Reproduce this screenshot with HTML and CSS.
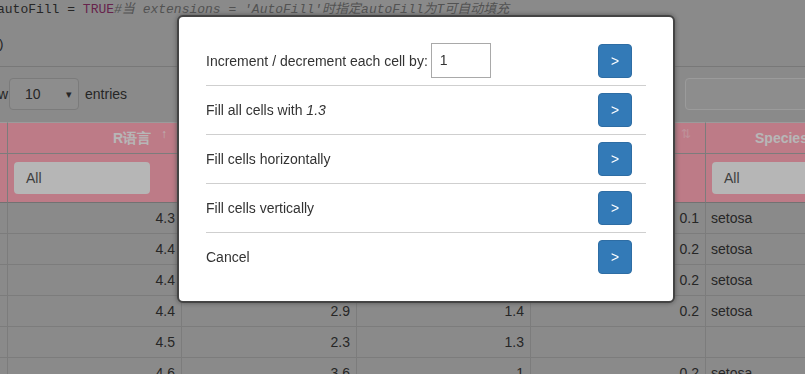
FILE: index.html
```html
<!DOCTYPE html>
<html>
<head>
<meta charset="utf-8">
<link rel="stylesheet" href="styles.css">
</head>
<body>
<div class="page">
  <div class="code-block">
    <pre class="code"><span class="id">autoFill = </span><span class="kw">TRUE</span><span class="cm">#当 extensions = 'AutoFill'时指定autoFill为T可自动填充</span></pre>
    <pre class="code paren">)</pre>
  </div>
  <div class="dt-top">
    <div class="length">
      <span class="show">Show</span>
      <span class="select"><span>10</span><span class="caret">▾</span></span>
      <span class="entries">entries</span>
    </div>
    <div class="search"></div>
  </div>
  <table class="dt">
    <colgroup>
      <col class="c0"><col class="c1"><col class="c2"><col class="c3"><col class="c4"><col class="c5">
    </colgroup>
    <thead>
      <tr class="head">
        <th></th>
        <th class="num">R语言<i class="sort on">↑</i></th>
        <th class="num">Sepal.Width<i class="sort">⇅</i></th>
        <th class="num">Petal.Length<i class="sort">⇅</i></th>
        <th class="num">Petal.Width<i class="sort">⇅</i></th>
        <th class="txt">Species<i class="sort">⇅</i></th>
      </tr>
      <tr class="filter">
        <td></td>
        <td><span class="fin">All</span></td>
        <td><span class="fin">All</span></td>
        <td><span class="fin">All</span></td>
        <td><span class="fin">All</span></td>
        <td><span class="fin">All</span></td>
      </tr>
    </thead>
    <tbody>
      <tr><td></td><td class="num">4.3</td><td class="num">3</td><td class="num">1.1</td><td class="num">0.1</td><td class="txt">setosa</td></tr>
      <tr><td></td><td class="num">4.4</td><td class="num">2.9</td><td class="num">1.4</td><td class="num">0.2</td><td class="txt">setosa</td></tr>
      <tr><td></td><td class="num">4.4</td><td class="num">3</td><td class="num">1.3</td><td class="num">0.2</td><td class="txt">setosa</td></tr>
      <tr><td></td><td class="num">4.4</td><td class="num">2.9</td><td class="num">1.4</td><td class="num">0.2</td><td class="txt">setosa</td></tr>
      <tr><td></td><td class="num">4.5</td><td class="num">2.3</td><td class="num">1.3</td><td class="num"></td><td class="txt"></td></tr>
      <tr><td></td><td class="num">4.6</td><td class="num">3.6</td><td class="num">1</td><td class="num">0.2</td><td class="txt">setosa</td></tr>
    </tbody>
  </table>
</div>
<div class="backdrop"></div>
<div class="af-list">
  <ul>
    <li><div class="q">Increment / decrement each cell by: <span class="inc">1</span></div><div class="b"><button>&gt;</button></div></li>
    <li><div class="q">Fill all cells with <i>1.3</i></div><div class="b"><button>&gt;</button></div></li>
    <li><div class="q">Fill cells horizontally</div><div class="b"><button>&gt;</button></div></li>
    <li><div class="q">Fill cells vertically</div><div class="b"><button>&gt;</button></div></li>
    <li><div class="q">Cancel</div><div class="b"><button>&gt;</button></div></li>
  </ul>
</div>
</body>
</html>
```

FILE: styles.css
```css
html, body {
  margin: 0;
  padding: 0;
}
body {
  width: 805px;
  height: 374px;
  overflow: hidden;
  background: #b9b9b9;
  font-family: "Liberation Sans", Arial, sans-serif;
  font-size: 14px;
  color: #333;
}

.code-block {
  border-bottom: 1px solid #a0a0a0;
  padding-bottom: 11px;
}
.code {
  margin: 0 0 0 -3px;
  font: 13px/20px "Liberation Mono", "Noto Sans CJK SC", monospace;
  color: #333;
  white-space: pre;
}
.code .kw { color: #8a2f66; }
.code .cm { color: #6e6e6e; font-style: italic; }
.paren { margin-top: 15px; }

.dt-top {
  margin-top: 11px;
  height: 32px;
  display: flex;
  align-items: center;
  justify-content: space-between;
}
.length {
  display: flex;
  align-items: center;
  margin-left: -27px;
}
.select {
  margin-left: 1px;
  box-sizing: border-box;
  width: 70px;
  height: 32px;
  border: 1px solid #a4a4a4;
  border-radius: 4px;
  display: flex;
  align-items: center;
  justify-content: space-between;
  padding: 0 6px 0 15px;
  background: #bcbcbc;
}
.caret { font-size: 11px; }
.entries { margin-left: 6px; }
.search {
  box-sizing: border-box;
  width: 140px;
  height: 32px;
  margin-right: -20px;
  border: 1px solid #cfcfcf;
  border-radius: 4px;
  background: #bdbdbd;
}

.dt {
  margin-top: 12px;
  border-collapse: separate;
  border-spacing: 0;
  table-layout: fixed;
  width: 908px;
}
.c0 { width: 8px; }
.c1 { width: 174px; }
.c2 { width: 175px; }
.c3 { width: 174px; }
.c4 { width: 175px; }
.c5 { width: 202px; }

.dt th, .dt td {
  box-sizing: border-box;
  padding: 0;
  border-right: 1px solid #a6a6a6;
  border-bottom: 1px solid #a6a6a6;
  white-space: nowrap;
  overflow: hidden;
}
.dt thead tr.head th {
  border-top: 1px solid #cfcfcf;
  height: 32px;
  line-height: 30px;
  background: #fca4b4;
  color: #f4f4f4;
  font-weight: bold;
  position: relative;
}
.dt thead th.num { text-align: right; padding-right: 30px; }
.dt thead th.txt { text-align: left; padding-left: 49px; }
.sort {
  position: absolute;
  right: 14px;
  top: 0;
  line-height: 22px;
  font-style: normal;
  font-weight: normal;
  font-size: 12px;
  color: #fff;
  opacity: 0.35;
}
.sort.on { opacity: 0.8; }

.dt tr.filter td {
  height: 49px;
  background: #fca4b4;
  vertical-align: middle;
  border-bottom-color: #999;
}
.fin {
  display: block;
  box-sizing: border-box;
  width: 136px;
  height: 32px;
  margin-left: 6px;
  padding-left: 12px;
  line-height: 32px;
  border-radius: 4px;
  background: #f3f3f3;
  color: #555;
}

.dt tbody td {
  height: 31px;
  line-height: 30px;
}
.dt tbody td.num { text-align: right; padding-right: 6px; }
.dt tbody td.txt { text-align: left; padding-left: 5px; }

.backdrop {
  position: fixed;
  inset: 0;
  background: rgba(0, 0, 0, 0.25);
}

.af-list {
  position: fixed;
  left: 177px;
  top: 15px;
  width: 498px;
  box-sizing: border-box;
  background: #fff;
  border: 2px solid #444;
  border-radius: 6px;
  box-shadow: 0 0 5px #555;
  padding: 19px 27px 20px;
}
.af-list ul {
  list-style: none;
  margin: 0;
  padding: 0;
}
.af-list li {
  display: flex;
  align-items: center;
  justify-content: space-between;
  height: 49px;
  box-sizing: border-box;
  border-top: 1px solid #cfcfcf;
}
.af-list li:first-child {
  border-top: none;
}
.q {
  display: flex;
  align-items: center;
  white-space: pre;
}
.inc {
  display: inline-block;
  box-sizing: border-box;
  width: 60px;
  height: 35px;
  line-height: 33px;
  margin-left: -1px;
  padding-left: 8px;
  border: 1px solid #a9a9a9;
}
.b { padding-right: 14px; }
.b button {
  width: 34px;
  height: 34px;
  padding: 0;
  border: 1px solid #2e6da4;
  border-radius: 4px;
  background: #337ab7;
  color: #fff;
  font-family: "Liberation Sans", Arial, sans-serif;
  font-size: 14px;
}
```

───

→ Exercise directions: Copy the material shown above in full and exactly. Skip the pictures.

→ Solution:
Reproduce this screenshot with HTML and CSS.
FILE: index.html
```html
<!DOCTYPE html>
<html>
<head>
<meta charset="utf-8">
<link rel="stylesheet" href="styles.css">
</head>
<body>
<div class="page">
  <div class="code-block">
    <pre class="code"><span class="id">autoFill = </span><span class="kw">TRUE</span><span class="cm">#当 extensions = 'AutoFill'时指定autoFill为T可自动填充</span></pre>
    <pre class="code paren">)</pre>
  </div>
  <div class="dt-top">
    <div class="length">
      <span class="show">Show</span>
      <span class="select"><span>10</span><span class="caret">▾</span></span>
      <span class="entries">entries</span>
    </div>
    <div class="search"></div>
  </div>
  <table class="dt">
    <colgroup>
      <col class="c0"><col class="c1"><col class="c2"><col class="c3"><col class="c4"><col class="c5">
    </colgroup>
    <thead>
      <tr class="head">
        <th></th>
        <th class="num">R语言<i class="sort on">↑</i></th>
        <th class="num">Sepal.Width<i class="sort">⇅</i></th>
        <th class="num">Petal.Length<i class="sort">⇅</i></th>
        <th class="num">Petal.Width<i class="sort">⇅</i></th>
        <th class="txt">Species<i class="sort">⇅</i></th>
      </tr>
      <tr class="filter">
        <td></td>
        <td><span class="fin">All</span></td>
        <td><span class="fin">All</span></td>
        <td><span class="fin">All</span></td>
        <td><span class="fin">All</span></td>
        <td><span class="fin">All</span></td>
      </tr>
    </thead>
    <tbody>
      <tr><td></td><td class="num">4.3</td><td class="num">3</td><td class="num">1.1</td><td class="num">0.1</td><td class="txt">setosa</td></tr>
      <tr><td></td><td class="num">4.4</td><td class="num">2.9</td><td class="num">1.4</td><td class="num">0.2</td><td class="txt">setosa</td></tr>
      <tr><td></td><td class="num">4.4</td><td class="num">3</td><td class="num">1.3</td><td class="num">0.2</td><td class="txt">setosa</td></tr>
      <tr><td></td><td class="num">4.4</td><td class="num">2.9</td><td class="num">1.4</td><td class="num">0.2</td><td class="txt">setosa</td></tr>
      <tr><td></td><td class="num">4.5</td><td class="num">2.3</td><td class="num">1.3</td><td class="num"></td><td class="txt"></td></tr>
      <tr><td></td><td class="num">4.6</td><td class="num">3.6</td><td class="num">1</td><td class="num">0.2</td><td class="txt">setosa</td></tr>
    </tbody>
  </table>
</div>
<div class="backdrop"></div>
<div class="af-list">
  <ul>
    <li><div class="q">Increment / decrement each cell by: <span class="inc">1</span></div><div class="b"><button>&gt;</button></div></li>
    <li><div class="q">Fill all cells with <i>1.3</i></div><div class="b"><button>&gt;</button></div></li>
    <li><div class="q">Fill cells horizontally</div><div class="b"><button>&gt;</button></div></li>
    <li><div class="q">Fill cells vertically</div><div class="b"><button>&gt;</button></div></li>
    <li><div class="q">Cancel</div><div class="b"><button>&gt;</button></div></li>
  </ul>
</div>
</body>
</html>
```

FILE: styles.css
```css
html, body {
  margin: 0;
  padding: 0;
}
body {
  width: 805px;
  height: 374px;
  overflow: hidden;
  background: #b9b9b9;
  font-family: "Liberation Sans", Arial, sans-serif;
  font-size: 14px;
  color: #333;
}

.code-block {
  border-bottom: 1px solid #a0a0a0;
  padding-bottom: 11px;
}
.code {
  margin: 0 0 0 -3px;
  font: 13px/20px "Liberation Mono", "Noto Sans CJK SC", monospace;
  color: #333;
  white-space: pre;
}
.code .kw { color: #8a2f66; }
.code .cm { color: #6e6e6e; font-style: italic; }
.paren { margin-top: 15px; }

.dt-top {
  margin-top: 11px;
  height: 32px;
  display: flex;
  align-items: center;
  justify-content: space-between;
}
.length {
  display: flex;
  align-items: center;
  margin-left: -27px;
}
.select {
  margin-left: 1px;
  box-sizing: border-box;
  width: 70px;
  height: 32px;
  border: 1px solid #a4a4a4;
  border-radius: 4px;
  display: flex;
  align-items: center;
  justify-content: space-between;
  padding: 0 6px 0 15px;
  background: #bcbcbc;
}
.caret { font-size: 11px; }
.entries { margin-left: 6px; }
.search {
  box-sizing: border-box;
  width: 140px;
  height: 32px;
  margin-right: -20px;
  border: 1px solid #cfcfcf;
  border-radius: 4px;
  background: #bdbdbd;
}

.dt {
  margin-top: 12px;
  border-collapse: separate;
  border-spacing: 0;
  table-layout: fixed;
  width: 908px;
}
.c0 { width: 8px; }
.c1 { width: 174px; }
.c2 { width: 175px; }
.c3 { width: 174px; }
.c4 { width: 175px; }
.c5 { width: 202px; }

.dt th, .dt td {
  box-sizing: border-box;
  padding: 0;
  border-right: 1px solid #a6a6a6;
  border-bottom: 1px solid #a6a6a6;
  white-space: nowrap;
  overflow: hidden;
}
.dt thead tr.head th {
  border-top: 1px solid #cfcfcf;
  height: 32px;
  line-height: 30px;
  background: #fca4b4;
  color: #f4f4f4;
  font-weight: bold;
  position: relative;
}
.dt thead th.num { text-align: right; padding-right: 30px; }
.dt thead th.txt { text-align: left; padding-left: 49px; }
.sort {
  position: absolute;
  right: 14px;
  top: 0;
  line-height: 22px;
  font-style: normal;
  font-weight: normal;
  font-size: 12px;
  color: #fff;
  opacity: 0.35;
}
.sort.on { opacity: 0.8; }

.dt tr.filter td {
  height: 49px;
  background: #fca4b4;
  vertical-align: middle;
  border-bottom-color: #999;
}
.fin {
  display: block;
  box-sizing: border-box;
  width: 136px;
  height: 32px;
  margin-left: 6px;
  padding-left: 12px;
  line-height: 32px;
  border-radius: 4px;
  background: #f3f3f3;
  color: #555;
}

.dt tbody td {
  height: 31px;
  line-height: 30px;
}
.dt tbody td.num { text-align: right; padding-right: 6px; }
.dt tbody td.txt { text-align: left; padding-left: 5px; }

.backdrop {
  position: fixed;
  inset: 0;
  background: rgba(0, 0, 0, 0.25);
}

.af-list {
  position: fixed;
  left: 177px;
  top: 15px;
  width: 498px;
  box-sizing: border-box;
  background: #fff;
  border: 2px solid #444;
  border-radius: 6px;
  box-shadow: 0 0 5px #555;
  padding: 19px 27px 20px;
}
.af-list ul {
  list-style: none;
  margin: 0;
  padding: 0;
}
.af-list li {
  display: flex;
  align-items: center;
  justify-content: space-between;
  height: 49px;
  box-sizing: border-box;
  border-top: 1px solid #cfcfcf;
}
.af-list li:first-child {
  border-top: none;
}
.q {
  display: flex;
  align-items: center;
  white-space: pre;
}
.inc {
  display: inline-block;
  box-sizing: border-box;
  width: 60px;
  height: 35px;
  line-height: 33px;
  margin-left: -1px;
  padding-left: 8px;
  border: 1px solid #a9a9a9;
}
.b { padding-right: 14px; }
.b button {
  width: 34px;
  height: 34px;
  padding: 0;
  border: 1px solid #2e6da4;
  border-radius: 4px;
  background: #337ab7;
  color: #fff;
  font-family: "Liberation Sans", Arial, sans-serif;
  font-size: 14px;
}
```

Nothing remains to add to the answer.